If you combined Turris’ first half with Zack Smith‘s second half, you’d have a top 10 player. Smith scored 16 goals in his last 30 games giving him 25 total on the season. When you look at Smith’s numbers, there is a lot to like and a lot that is scary. On the good side, Smith was +16 on a poor team and added 80 PIM; he was one of 8 players who had 20 goals and 80 PIM, all of which are notable names (Wayne Simmonds, Scott Hartnell, Oliver Ekman-Larsson, Shane Doan, Brad Marchand, David Backes, Evander Kane). On the other side, Smith had 11 assists, only took 121 shots and had a mind blowing 20.7%. There’s simply no chance for Smith to repeat that shooting percentage. He has the chance to counterbalance that with additional playing time as he looks to be on the second line with Brassard and Ryan. Smith is going to be one of the toughest players to rank but I’d still draft him in standard leagues to see if he builds off the end of last year.

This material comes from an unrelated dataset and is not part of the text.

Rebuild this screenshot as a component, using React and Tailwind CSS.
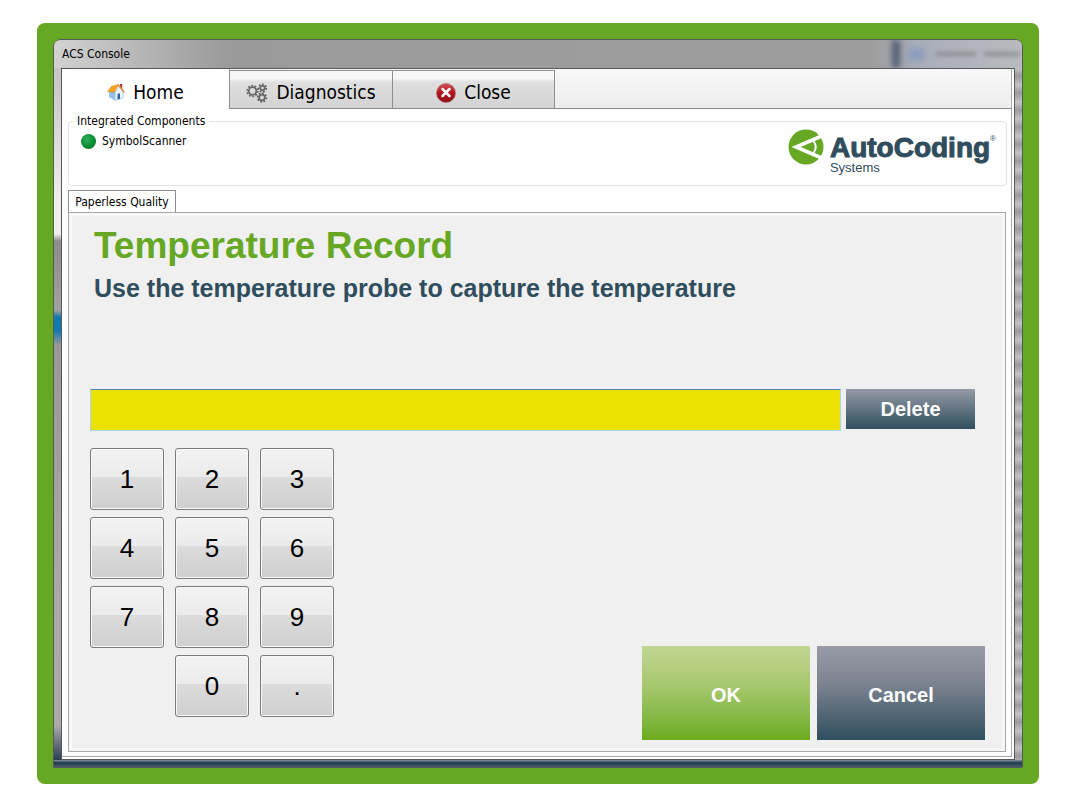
import { useState } from "react";

const KEYS = ["1", "2", "3", "4", "5", "6", "7", "8", "9", "", "0", "."];

function HomeIcon() {
  return (
    <svg viewBox="0 0 18 18" className="h-[18px] w-[18px]" aria-hidden="true">
      <path d="M2 7v7l6 3.500V9L6 5z" fill="#8fc4ec" />
      <path d="M8 17.500 16 15V9l-4.500-5.500L8 9.500z" fill="#eaf4fb" stroke="#8db3d3" strokeWidth="0.6" />
      <path d="M10.500 11 13 10.300v5.500l-2.500.800z" fill="#2f5fa0" />
      <path d="M13 1h2.200v5L13 4z" fill="#a93c35" />
      <path d="M.6 8.500 4.500 3.500 11.500 1.500 7 9.200z" fill="#f8a51e" stroke="#d97f12" strokeWidth="0.6" />
      <path d="M11.500 1.800 17 9" stroke="#e08a2c" strokeWidth="1.400" strokeLinecap="round" />
    </svg>
  );
}

function Gear({ cx, cy, r }) {
  return (
    <g fill="none" stroke="#666">
      <circle cx={cx} cy={cy} r={r} strokeWidth="1.700" />
      <circle cx={cx} cy={cy} r={r + 1.5} strokeWidth="1.800" strokeDasharray="1.800 1.500" />
    </g>
  );
}

function GearsIcon() {
  return (
    <svg viewBox="0 0 22 20" className="h-5 w-[22px]" aria-hidden="true">
      <Gear cx={6.5} cy={8} r={3.8} />
      <Gear cx={16.5} cy={5} r={2.2} />
      <Gear cx={16} cy={14.5} r={2.8} />
    </svg>
  );
}

function CloseIcon() {
  return (
    <svg viewBox="0 0 20 20" className="h-5 w-5" aria-hidden="true">
      <defs>
        <linearGradient id="closeRed" x1="0" y1="0" x2="0" y2="1">
          <stop offset="0" stopColor="#d4545a" />
          <stop offset="0.5" stopColor="#b3141c" />
          <stop offset="1" stopColor="#8d1219" />
        </linearGradient>
      </defs>
      <circle cx="10" cy="10" r="9.500" fill="url(#closeRed)" stroke="#a9686b" strokeWidth="0.6" />
      <path d="m6.500 6 7 7m0-7-7 7" stroke="#fff" strokeWidth="2.500" strokeLinecap="round" />
    </svg>
  );
}

function Logo() {
  return (
    <div className="flex items-start font-['Liberation_Sans',sans-serif] text-[#2f4d5d]">
      <svg viewBox="0 0 36 36" className="h-9 w-9" aria-hidden="true">
        <circle cx="18" cy="18" r="17.500" fill="#66a824" />
        <path d="M37 5.500 8 18l29 12.500" fill="none" stroke="#fff" strokeWidth="3.600" />
        <path d="M25.500 12q4.500 6 0 12" fill="none" stroke="#fff" strokeWidth="2" />
      </svg>
      <div className="ml-1.5 pt-1">
        <div className="flex h-7 items-start text-[28px] leading-[30px] font-bold">
          <span className="[-webkit-text-stroke:1px_#2f4d5d]">AutoCoding</span>
          <span className="text-[8px] leading-3 font-normal">®</span>
        </div>
        <div className="text-[13px] leading-[14px]">Systems</div>
      </div>
    </div>
  );
}

function MainTab({ icon, label, active, className }) {
  return (
    <button
      type="button"
      role="tab"
      aria-selected={active}
      className={`flex items-center justify-center gap-2 text-[19px] ${className}`}
    >
      {icon}
      {label}
    </button>
  );
}

const raisedTab =
  "h-[38px] border-t border-r border-[#8b8e93] bg-linear-to-b from-[#f7f7f7] from-20% via-[#e0e0e0] via-30% to-[#d3d3d3] pt-1.5";

function TitleBar() {
  return (
    <header className="flex h-7 items-center justify-between rounded-t-md bg-linear-to-r from-[#d2d2d2] via-[#9a9a9a] via-18% to-[#9e9e9e] pl-2 text-xs">
      ACS Console
      <div aria-hidden="true" className="flex h-7 w-[150px] items-center overflow-hidden rounded-tr-md bg-linear-to-r from-[#9e9e9e] via-[#a9adb8] via-30% to-[#b9bbc0]">
        <span className="ml-5 h-7 w-2 bg-[#4f5b70] blur-[3px]" />
        <span className="ml-2 h-3 w-4 bg-[#8a9dc0] blur-[3px]" />
        <span className="ml-3 h-1 w-10 bg-[#8d8e93] blur-[2px]" />
        <span className="ml-2 h-1 w-9 bg-[#8d8e93] blur-[2px]" />
      </div>
    </header>
  );
}

export default function App() {
  const [value, setValue] = useState("");

  return (
    <div className="min-h-screen bg-white pt-[23px] pr-[41px] pb-7 pl-[37px] font-['DejaVu_Sans_Condensed','Noto_Sans',sans-serif] text-black">
      <div className="rounded-lg bg-[#66a824] p-4">
        <div className="rounded-t-lg border border-[#55585c]">
          <TitleBar />

          <div className="flex">
            <div className="w-[7px] bg-[linear-gradient(#c4c4c4,#f0f0f0_20%,#f0f0f0_24%,#8c8c8c_25%,#a2a2a2_35%,#1478b0_36%,#1478b0_38%,#999_40%,#a8a8a8_75%,#aaa_95%,#2a3f54)]" />

            <div className="min-w-0 flex-1 border border-[#55585c] bg-white">
              <div className="mr-0.5 mb-0.5 border-r border-b border-[#a5a8ad]">
                <div role="tablist" className="flex h-10 items-end border-b border-[#8b8e93] bg-linear-to-b from-[#f8f8f8] to-[#ededed]">
                  <MainTab icon={<HomeIcon />} label="Home" active className="-mb-px h-10 w-[168px] border-r border-[#8b8e93] bg-white pt-1.5" />
                  <MainTab icon={<GearsIcon />} label="Diagnostics" active={false} className={`w-[163px] ${raisedTab}`} />
                  <MainTab icon={<CloseIcon />} label="Close" active={false} className={`w-[162px] ${raisedTab}`} />
                </div>

                <div className="pt-1 pr-1 pb-1 pl-1.5">
                  <fieldset className="flex h-[73px] items-start justify-between rounded-sm border border-[#e2e4e8] pr-2.5 pl-3">
                    <legend className="-ml-2 px-1 text-xs">Integrated Components</legend>
                    <div className="flex items-center gap-1.5 pt-1 text-xs">
                      <span className="h-[15px] w-[15px] rounded-full bg-radial-[at_40%_35%] from-[#2fae57] via-[#0a8f35] to-[#08601f]" />
                      SymbolScanner
                    </div>
                    <Logo />
                  </fieldset>

                  <button type="button" className="mt-1 -mb-px block h-[23px] w-[108px] border border-b-0 border-[#8b8e93] bg-white text-xs">
                    Paperless Quality
                  </button>

                  <main className="mr-px border border-[#a5a8ad] bg-[#f0f0f0] pt-3 pr-5 pb-[11px] pl-[21px] font-['Liberation_Sans',sans-serif] inset-ring-3 inset-ring-[#f7f7f7]">
                    <h1 className="pl-1 text-[37px] leading-[42px] font-bold text-[#66a824]">Temperature Record</h1>
                    <h2 className="pl-1 text-[25px] leading-[42px] font-bold text-[#2f4d5d]">
                      Use the temperature probe to capture the temperature
                    </h2>
                    <div className="mt-20 flex gap-[5px] pr-2.5">
                      <input
                        aria-label="Temperature"
                        value={value}
                        onChange={(e) => setValue(e.target.value)}
                        className="h-[42px] min-w-0 flex-1 border border-x-[#a9d3ee] border-t-[#4f88b5] border-b-[#a9d3ee] bg-[#ece100] px-2 text-2xl outline-none"
                      />
                      <button
                        type="button"
                        onClick={() => setValue(value.slice(0, -1))}
                        className="h-10 w-[129px] bg-linear-to-b from-[#969aa6] to-[#2f4f5f] text-xl font-bold text-white"
                      >
                        Delete
                      </button>
                    </div>
                    <div className="mt-[17px] flex items-end justify-between">
                      <div className="mb-[23px] grid grid-cols-[repeat(3,74px)] gap-x-[11px] gap-y-[7px]">
                        {KEYS.map((key, i) =>
                          key ? (
                            <button
                              key={i}
                              type="button"
                              onClick={() => setValue(value + key)}
                              className="h-[62px] rounded-[3px] border border-[#7b7b7b] bg-[linear-gradient(#f3f3f3,#ebebeb_46%,#dcdcdc_47%,#cfcfcf)] text-[26px] inset-ring inset-ring-[#f8f8f8]"
                            >
                              {key}
                            </button>
                          ) : (
                            <span key={i} />
                          )
                        )}
                      </div>
                      <div className="flex gap-[7px]">
                        <button type="button" className="h-[94px] w-[168px] bg-linear-to-b from-[#c1d692] via-[#a9c970] via-40% to-[#6bac1b] pt-1 text-xl font-bold text-white">
                          OK
                        </button>
                        <button type="button" className="h-[94px] w-[168px] bg-linear-to-b from-[#999ca7] via-[#7d8391] via-40% to-[#2f4f5f] pt-1 text-xl font-bold text-white">
                          Cancel
                        </button>
                      </div>
                    </div>
                  </main>
                </div>
              </div>
            </div>

            <div className="w-[7px] bg-[repeating-linear-gradient(#c4c4c4_0,#9a9a9a_8px,#c4c4c4_17px)]" />
          </div>

          <div className="h-[7px] bg-linear-to-b from-[#8a939c] via-[#1f3a50] via-40% to-[#4a5d6e]" />
        </div>
      </div>
    </div>
  );
}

Jean-Gabriel Pageau also had a big second half letting him set career highs across the board. In deep leagues, I think that Pageau will provide plenty of value, especially if your league includes shorthanded points, faceoffs and hits as categories. 19+24 with 26 PIM and a +17 is nothing to sneeze at. However, in leagues like the RCL’s, I’d leave Pageau to streaming. The issue is that Pageau is going to be on the third line in a defensive role and he doesn’t get power play time.
It doesn’t look like Curtis Lazar will have the role to start the season that is necessary for him to be a valuable commodity in fantasy. He’s a name to keep an eye though in case he does move up the lineup; the former first round pick has plenty of talent.
Clarke MacArthur only played four games last season after suffering back to back concussions. It’s extremely sad because MacArthur had strong seasons during his previous two years in Ottawa. Due to the issue, I can’t see drafting him in standard leagues. However, I’ll be looking to stream him early in the year to see how he looks as he’s been a hold in the past.